Salah satu yang paling penting dari perubahan ini adalah meningkatnya peran negara berkembang dalam ekonomi global. Munculnya negara-negara berkembang yang menyuarakan reformasi arsitektur keuangan internasional, dan kesediaan mereka untuk bekerja dengan negara-negara maju untuk memecahkan masalah-masalah global, merepresentasikan kesempatan yang unik bagi demokratisasi pemerintahan internasional.

Saya sungguh percaya bahwa demokratisasi yang terjadi di tingkat nasional di Indonesia - dan di negara-negara lain yang melakukan transisi yang mirip dengan kami - dapat direplikasikan di tingkat global untuk mengatasi persaingan kepentingan-kepentingan nasional. Jika kita semua bekerja sama untuk melaksanakan ini, maka manfaatnya bagi semua umat manusia sungguh akan sangat luar biasa.
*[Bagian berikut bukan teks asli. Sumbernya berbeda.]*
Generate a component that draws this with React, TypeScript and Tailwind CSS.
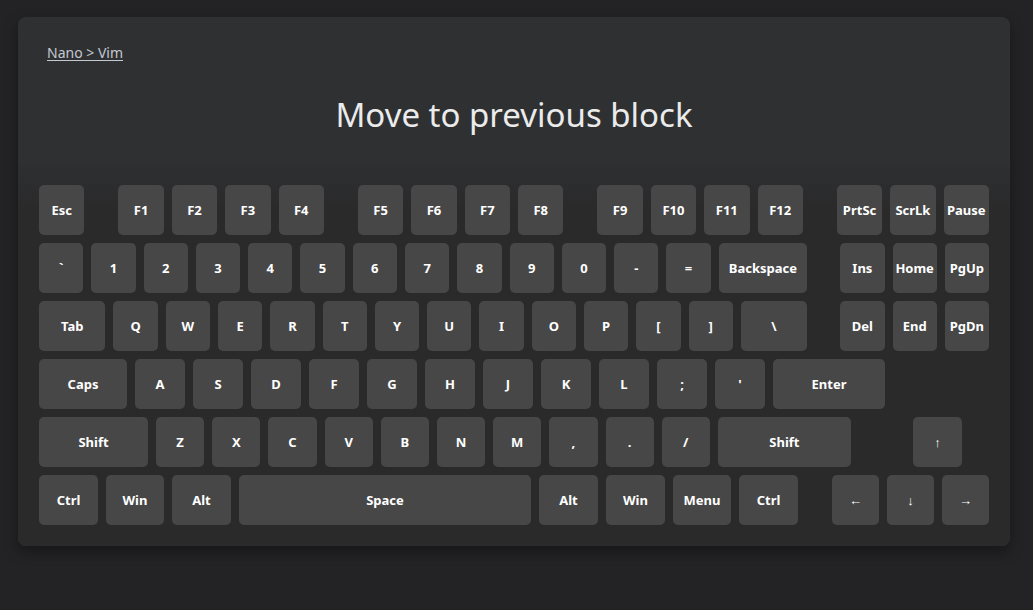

Saya ingin berbagi satu pemikiran akhir dengan Anda. Kaum moderat dunia seharusnya tidak merasa terisolasi antara satu dengan lainnya. Untuk itu kita tidak kekurangan forum dan proses untuk dialog antar agama, budaya dan peradaban. Namun demikian masih ada wabah kekerasan di banyak bagian dunia yang disebabkan oleh prasangka dan intoleransi.
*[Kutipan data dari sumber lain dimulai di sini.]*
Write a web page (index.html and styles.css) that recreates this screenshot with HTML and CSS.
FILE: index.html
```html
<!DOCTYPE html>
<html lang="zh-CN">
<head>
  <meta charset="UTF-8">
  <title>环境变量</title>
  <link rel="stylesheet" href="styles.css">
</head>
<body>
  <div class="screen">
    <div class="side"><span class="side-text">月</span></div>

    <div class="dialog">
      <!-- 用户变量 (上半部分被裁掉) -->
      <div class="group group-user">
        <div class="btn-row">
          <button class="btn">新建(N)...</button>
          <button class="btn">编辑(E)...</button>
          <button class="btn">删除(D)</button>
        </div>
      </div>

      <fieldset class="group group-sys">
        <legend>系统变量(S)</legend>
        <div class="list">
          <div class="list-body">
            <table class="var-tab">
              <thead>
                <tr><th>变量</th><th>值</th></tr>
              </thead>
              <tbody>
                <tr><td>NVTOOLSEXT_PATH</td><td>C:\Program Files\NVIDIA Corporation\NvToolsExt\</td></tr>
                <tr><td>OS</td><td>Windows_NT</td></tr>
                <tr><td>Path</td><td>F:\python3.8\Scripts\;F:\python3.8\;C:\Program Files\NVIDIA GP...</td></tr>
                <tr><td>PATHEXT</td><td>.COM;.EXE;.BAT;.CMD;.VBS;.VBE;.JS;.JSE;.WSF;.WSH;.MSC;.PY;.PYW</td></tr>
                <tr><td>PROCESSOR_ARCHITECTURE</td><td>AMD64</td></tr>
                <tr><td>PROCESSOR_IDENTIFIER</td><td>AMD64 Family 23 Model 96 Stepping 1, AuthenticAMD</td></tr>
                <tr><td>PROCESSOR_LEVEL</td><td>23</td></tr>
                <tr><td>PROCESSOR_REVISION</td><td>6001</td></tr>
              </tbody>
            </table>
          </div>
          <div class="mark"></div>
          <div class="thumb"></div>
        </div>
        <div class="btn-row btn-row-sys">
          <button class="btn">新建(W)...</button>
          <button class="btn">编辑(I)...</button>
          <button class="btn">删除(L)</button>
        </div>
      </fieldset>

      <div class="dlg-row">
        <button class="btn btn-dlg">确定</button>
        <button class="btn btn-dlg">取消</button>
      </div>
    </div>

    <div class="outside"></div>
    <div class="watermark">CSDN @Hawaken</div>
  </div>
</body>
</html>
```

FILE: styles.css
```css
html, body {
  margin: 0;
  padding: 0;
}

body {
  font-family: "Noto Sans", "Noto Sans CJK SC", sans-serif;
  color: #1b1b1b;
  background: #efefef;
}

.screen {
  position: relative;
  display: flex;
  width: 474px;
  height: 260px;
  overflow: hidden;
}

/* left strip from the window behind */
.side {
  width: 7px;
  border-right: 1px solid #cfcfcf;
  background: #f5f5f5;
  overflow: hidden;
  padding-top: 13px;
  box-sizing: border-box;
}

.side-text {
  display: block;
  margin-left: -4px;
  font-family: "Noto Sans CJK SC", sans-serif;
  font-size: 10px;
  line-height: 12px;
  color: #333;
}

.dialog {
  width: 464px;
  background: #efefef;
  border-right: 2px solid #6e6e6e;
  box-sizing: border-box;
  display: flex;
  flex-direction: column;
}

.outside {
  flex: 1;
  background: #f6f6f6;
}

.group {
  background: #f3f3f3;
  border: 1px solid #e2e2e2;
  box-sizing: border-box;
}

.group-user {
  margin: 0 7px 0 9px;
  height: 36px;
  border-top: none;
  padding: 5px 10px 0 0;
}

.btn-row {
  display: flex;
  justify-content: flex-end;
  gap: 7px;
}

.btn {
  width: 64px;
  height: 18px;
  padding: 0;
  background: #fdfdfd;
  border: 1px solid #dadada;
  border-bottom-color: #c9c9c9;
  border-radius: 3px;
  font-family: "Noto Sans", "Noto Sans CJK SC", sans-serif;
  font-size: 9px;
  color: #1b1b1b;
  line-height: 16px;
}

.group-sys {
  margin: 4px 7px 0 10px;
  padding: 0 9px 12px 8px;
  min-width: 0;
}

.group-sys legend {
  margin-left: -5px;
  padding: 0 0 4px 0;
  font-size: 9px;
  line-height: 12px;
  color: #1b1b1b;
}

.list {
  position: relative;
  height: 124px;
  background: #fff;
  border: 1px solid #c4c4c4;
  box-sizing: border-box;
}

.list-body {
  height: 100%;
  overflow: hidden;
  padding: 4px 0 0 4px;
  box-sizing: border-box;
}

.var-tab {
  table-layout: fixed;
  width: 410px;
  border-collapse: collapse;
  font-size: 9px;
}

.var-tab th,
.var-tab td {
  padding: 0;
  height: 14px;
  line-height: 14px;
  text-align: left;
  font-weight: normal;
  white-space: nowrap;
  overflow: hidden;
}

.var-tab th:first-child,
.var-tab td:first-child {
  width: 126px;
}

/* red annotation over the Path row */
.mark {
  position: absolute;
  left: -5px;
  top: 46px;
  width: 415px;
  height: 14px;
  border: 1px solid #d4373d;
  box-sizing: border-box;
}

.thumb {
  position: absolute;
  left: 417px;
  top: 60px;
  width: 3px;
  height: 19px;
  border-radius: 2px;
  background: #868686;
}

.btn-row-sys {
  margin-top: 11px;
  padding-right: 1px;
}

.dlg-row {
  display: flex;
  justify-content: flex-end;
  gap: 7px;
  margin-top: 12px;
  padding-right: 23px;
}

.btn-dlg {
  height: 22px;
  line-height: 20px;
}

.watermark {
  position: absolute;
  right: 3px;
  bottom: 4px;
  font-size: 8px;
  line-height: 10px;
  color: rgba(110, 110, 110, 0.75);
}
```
Ini bukan berarti bahwa dialog tidak bekerja. Tapi mungkin itu berarti bahwa dialog yang dilakukan belum menyebar cukup luas, bahwa masih ada ruang untuk dimasuki lebih lanjut. Sebagaimana dikatakan oleh Perdana Menteri Dato ‘Sri Najib Razak di dalam pidatonya, bahwa kita harus menyuarakan alasan yang lebih keras dari pada menyuarakan kebencian. Kita harus mengambil risiko, mengumpulkan sedikit demi sedikit keberanian dalam diri kita dan melatihnya.
Itulah sebabnya saya optimis terhadap Gerakan Global Moderat ini yang merupakan kapasitas luar biasa untuk mempromosikan dialog. Moderat sejati memiliki keberanian moral. Dan itulah yang diperlukan untuk mengubah dunia menjadi lebih baik.